Church

24 Jul 2024
 

One question important to ask and resolve in one’s own mind: how are churches separate from the believers that comprise them?

Churches are clearly created out of gatherings of disciples.

But in some countries, a “church” is more than this: when the word “church” is used, it can refer to a legally incorporated entity, a building, a set of worship services, or some combination thereof.

The term “synergy” means an effect where the capacity of the whole (and therefore its value) is greater than the sum of its parts. There is clearly a synergy effect that makes the “church” different from “the collection of believers.”

The church is this community (ekklesia) of believers. It is ‘more’ and ‘other’ than just the disciples alone.

Still, it’s important to resolve in one’s mind that the church is the gathering of believers who do certain things as the community (e.g.
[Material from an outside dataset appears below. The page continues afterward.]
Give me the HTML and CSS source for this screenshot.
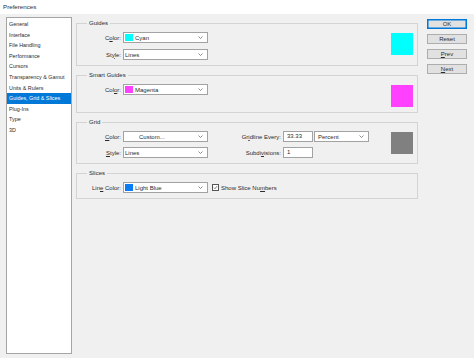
FILE: index.html
```html
<!DOCTYPE html>
<html lang="en">
<head>
    <meta charset="UTF-8">
    <title>Preferences</title>
    <link rel="stylesheet" href="styles.css">
</head>
<body>
    <div class="titlebar">Preferences</div>

    <div class="dialog">
        <ul class="nav">
            <li>General</li>
            <li>Interface</li>
            <li>File Handling</li>
            <li>Performance</li>
            <li>Cursors</li>
            <li>Transparency &amp; Gamut</li>
            <li>Units &amp; Rulers</li>
            <li class="active">Guides, Grid &amp; Slices</li>
            <li>Plug-Ins</li>
            <li>Type</li>
            <li>3D</li>
        </ul>

        <div class="panel">
            <fieldset class="group">
                <legend>Guides</legend>
                <div class="group-body">
                    <div class="fields">
                        <span class="lbl">C<u>o</u>lor:</span>
                        <div class="select"><span class="chip chip-cyan"></span>Cyan<svg class="caret" viewBox="0 0 5 3"><path d="M0.5 0.5 L2.5 2.5 L4.5 0.5"/></svg></div>
                        <span class="lbl">St<u>y</u>le:</span>
                        <div class="select">Lines<svg class="caret" viewBox="0 0 5 3"><path d="M0.5 0.5 L2.5 2.5 L4.5 0.5"/></svg></div>
                    </div>
                    <div class="swatch swatch-cyan"></div>
                </div>
            </fieldset>

            <fieldset class="group">
                <legend>Smart Guides</legend>
                <div class="group-body">
                    <div class="fields">
                        <span class="lbl">Col<u>o</u>r:</span>
                        <div class="select"><span class="chip chip-magenta"></span>Magenta<svg class="caret" viewBox="0 0 5 3"><path d="M0.5 0.5 L2.5 2.5 L4.5 0.5"/></svg></div>
                    </div>
                    <div class="swatch swatch-magenta"></div>
                </div>
            </fieldset>

            <fieldset class="group">
                <legend>Grid</legend>
                <div class="group-body">
                    <div class="fields fields-grid">
                        <span class="lbl"><u>C</u>olor:</span>
                        <div class="select select-custom">Custom...<svg class="caret" viewBox="0 0 5 3"><path d="M0.5 0.5 L2.5 2.5 L4.5 0.5"/></svg></div>
                        <span class="lbl">Gr<u>i</u>dline Every:</span>
                        <div class="input">33.33</div>
                        <div class="select select-unit">Percent<svg class="caret" viewBox="0 0 5 3"><path d="M0.5 0.5 L2.5 2.5 L4.5 0.5"/></svg></div>
                        <span class="lbl"><u>S</u>tyle:</span>
                        <div class="select">Lines<svg class="caret" viewBox="0 0 5 3"><path d="M0.5 0.5 L2.5 2.5 L4.5 0.5"/></svg></div>
                        <span class="lbl">Subdi<u>v</u>isions:</span>
                        <div class="input">1</div>
                    </div>
                    <div class="swatch swatch-gray"></div>
                </div>
            </fieldset>

            <fieldset class="group">
                <legend>Slices</legend>
                <div class="group-body">
                    <div class="fields">
                        <span class="lbl">Lin<u>e</u> Color:</span>
                        <div class="select"><span class="chip chip-blue"></span>Light Blue<svg class="caret" viewBox="0 0 5 3"><path d="M0.5 0.5 L2.5 2.5 L4.5 0.5"/></svg></div>
                    </div>
                    <label class="check">
                        <span class="box"><svg viewBox="0 0 6 6"><path d="M1 3 L2.4 4.5 L5 1.2"/></svg></span>
                        Show Slice Nu<u>m</u>bers
                    </label>
                </div>
            </fieldset>
        </div>

        <div class="buttons">
            <div class="btn btn-default">OK</div>
            <div class="btn">Reset</div>
            <div class="btn"><u>P</u>rev</div>
            <div class="btn"><u>N</u>ext</div>
        </div>
    </div>
</body>
</html>
```

FILE: styles.css
```css
body {
    margin: 0;
    width: 474px;
    height: 358px;
    overflow: hidden;
    background: #f0f0f0;
    font-family: "Liberation Sans", Arial, sans-serif;
    font-size: 6px;
    color: #2b2b2b;
}
u {
    text-underline-offset: 1px;
}
.titlebar {
    height: 14px;
    line-height: 13px;
    padding-left: 3px;
    background: #fff;
    font-size: 6.2px;
}
.dialog {
    display: flex;
    align-items: flex-start;
    padding: 3px 0 0 6px;
}
.nav {
    list-style: none;
    margin: 0;
    padding: 1px 0;
    width: 64px;
    height: 333px;
    background: #fff;
    border: 1px solid #a5a5a5;
    font-size: 5.4px;
}
.nav li {
    height: 10.6px;
    line-height: 11.4px;
    padding-left: 2px;
    white-space: nowrap;
}
.nav li.active {
    background: #0078d7;
    color: #fff;
}
.panel {
    width: 342px;
    margin: 2px 0 0 4px;
    display: flex;
    flex-direction: column;
    gap: 5px;
}
.group {
    margin: 0;
    min-width: 0;
    border: 1px solid #d3d3d3;
    padding: 5px 4px 5px 1px;
}
.group legend {
    margin-left: 9px;
    padding: 0 2px;
    line-height: 8px;
}
.group-body {
    display: flex;
    align-items: flex-start;
}
.fields {
    display: grid;
    grid-template-columns: 43px 85px;
    column-gap: 2px;
    row-gap: 6px;
    align-items: center;
}
.fields-grid {
    grid-template-columns: 43px 85px 71px 30px 54px;
    row-gap: 5px;
}
.lbl {
    text-align: right;
    white-space: nowrap;
}
.select {
    position: relative;
    display: flex;
    align-items: center;
    height: 11px;
    box-sizing: border-box;
    border: 1px solid #a2a2a2;
    background: #fff;
    padding-left: 1px;
}
.select-custom {
    padding-left: 15px;
}
.select-unit {
    margin-left: -1px;
    padding-left: 3px;
}
.caret {
    position: absolute;
    right: 4px;
    top: 3px;
    width: 5px;
    height: 3px;
    fill: none;
    stroke: #707070;
    stroke-width: 0.8;
}
.chip {
    width: 8px;
    height: 7px;
    margin-right: 2px;
}
.chip-cyan { background: #00ffff; }
.chip-magenta { background: #ff40ff; }
.chip-blue { background: #0a7cf8; }
.input {
    height: 11px;
    box-sizing: border-box;
    border: 1px solid #a2a2a2;
    background: #fff;
    padding-left: 3px;
    line-height: 9px;
}
.swatch {
    width: 22px;
    height: 22px;
    margin-left: auto;
    margin-top: 1px;
}
.swatch-cyan { background: #00ffff; }
.swatch-magenta { background: #ff40ff; }
.swatch-gray { background: #808080; }
.check {
    display: flex;
    align-items: center;
    height: 11px;
    margin-left: 4px;
}
.box {
    display: flex;
    align-items: center;
    justify-content: center;
    width: 7px;
    height: 7px;
    box-sizing: border-box;
    border: 1px solid #555;
    background: #fff;
    margin-right: 2px;
}
.box svg {
    width: 5px;
    height: 5px;
    fill: none;
    stroke: #333;
    stroke-width: 0.7;
}
.buttons {
    display: flex;
    flex-direction: column;
    gap: 5px;
    margin: 2px 0 0 9px;
    width: 40px;
}
.btn {
    height: 10px;
    box-sizing: border-box;
    border: 1px solid #adadad;
    background: #e1e1e1;
    text-align: center;
    line-height: 8px;
}
.btn-default {
    border-color: #0078d7;
    box-shadow: inset 0 0 0 0.5px #0078d7;
}
```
Acts 2), and not any legal or material entity that the church may collectively own. The church is greater than its actions or its meeting points.
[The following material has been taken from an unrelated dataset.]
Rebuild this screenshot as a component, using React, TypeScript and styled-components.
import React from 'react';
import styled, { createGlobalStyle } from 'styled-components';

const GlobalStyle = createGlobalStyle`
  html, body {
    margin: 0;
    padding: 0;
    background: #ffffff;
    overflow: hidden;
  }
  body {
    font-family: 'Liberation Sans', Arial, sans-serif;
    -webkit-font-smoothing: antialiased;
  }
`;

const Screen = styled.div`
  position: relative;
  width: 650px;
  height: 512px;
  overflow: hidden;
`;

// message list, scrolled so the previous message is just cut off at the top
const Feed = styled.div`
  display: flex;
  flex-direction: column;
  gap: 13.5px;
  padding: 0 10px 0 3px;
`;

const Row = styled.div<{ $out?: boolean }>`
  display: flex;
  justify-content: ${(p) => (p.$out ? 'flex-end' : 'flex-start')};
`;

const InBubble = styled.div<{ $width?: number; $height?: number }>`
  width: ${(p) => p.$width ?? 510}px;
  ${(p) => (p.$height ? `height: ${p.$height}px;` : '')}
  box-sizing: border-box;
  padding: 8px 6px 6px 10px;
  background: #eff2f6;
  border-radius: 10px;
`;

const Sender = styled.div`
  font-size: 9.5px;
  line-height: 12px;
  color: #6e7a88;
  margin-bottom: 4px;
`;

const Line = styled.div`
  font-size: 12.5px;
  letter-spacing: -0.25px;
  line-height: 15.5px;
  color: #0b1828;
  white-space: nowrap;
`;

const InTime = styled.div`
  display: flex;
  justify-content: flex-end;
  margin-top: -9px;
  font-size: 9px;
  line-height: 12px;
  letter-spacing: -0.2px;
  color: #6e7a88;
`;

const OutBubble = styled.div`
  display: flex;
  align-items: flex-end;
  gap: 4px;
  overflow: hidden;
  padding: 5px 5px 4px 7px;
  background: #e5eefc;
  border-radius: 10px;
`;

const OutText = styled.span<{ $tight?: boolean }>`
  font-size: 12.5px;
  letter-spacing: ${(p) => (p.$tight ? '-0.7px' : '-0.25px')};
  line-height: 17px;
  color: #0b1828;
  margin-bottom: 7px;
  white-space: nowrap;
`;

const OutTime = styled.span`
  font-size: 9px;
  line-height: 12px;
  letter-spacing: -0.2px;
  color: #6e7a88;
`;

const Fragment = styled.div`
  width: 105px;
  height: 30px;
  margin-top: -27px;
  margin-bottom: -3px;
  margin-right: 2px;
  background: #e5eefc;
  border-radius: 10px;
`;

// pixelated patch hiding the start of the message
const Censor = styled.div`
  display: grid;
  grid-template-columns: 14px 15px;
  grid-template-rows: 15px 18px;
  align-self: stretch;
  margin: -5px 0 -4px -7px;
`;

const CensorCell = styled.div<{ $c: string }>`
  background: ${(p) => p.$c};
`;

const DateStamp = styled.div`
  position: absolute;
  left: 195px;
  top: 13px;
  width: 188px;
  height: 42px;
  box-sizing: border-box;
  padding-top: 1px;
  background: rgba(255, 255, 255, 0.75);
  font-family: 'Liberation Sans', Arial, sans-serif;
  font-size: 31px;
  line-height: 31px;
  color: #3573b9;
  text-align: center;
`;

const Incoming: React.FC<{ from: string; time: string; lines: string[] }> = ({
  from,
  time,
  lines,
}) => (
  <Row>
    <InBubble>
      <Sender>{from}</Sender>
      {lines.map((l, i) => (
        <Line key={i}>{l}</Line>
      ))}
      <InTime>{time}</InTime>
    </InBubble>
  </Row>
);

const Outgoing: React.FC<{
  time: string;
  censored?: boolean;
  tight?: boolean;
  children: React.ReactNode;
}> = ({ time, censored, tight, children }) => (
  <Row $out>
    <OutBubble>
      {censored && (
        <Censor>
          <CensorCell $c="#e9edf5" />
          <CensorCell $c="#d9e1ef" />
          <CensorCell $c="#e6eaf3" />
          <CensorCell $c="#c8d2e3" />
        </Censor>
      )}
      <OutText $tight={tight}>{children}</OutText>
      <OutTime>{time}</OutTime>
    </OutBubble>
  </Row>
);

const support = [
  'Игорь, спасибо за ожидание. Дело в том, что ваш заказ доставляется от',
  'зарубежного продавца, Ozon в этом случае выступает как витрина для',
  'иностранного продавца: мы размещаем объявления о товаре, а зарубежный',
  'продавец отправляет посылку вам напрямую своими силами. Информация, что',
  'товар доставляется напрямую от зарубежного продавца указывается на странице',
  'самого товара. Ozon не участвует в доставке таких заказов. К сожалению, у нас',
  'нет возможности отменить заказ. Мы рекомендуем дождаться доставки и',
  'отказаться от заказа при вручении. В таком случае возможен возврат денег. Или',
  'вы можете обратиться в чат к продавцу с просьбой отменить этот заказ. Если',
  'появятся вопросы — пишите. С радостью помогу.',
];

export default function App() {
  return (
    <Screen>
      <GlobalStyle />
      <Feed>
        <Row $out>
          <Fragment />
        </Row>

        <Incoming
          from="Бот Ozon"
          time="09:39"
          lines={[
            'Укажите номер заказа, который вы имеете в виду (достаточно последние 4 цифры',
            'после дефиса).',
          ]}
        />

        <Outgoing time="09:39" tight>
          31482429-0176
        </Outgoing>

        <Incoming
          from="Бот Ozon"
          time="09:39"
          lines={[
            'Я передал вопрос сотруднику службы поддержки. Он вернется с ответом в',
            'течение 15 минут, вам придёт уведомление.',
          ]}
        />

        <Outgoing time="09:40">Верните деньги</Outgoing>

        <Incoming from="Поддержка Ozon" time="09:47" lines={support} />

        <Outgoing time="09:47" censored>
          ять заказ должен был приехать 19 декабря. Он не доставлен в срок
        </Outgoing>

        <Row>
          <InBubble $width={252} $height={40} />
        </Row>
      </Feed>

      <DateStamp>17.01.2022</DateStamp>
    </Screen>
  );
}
Asking these questions helps us refine our understanding of how the church in America (and other places) is actually growing or declining. The bubble-and-pop open-and-close of individual meeting points is normal in the transition of people: groups of people (e.g. towns, cities, communities) are born, age, die. The meeting points within these places can do the same thing - without their necessarily being a decline.

This bubble-and-pop is why tracking individual churches and their individual closures can be a “vanity metric” unless we understand the broader trend - is it a decline or growth in the church as a whole, or is it simply demographic functions that are affecting some parts of a country and not others. (For example, are businesses also closing?)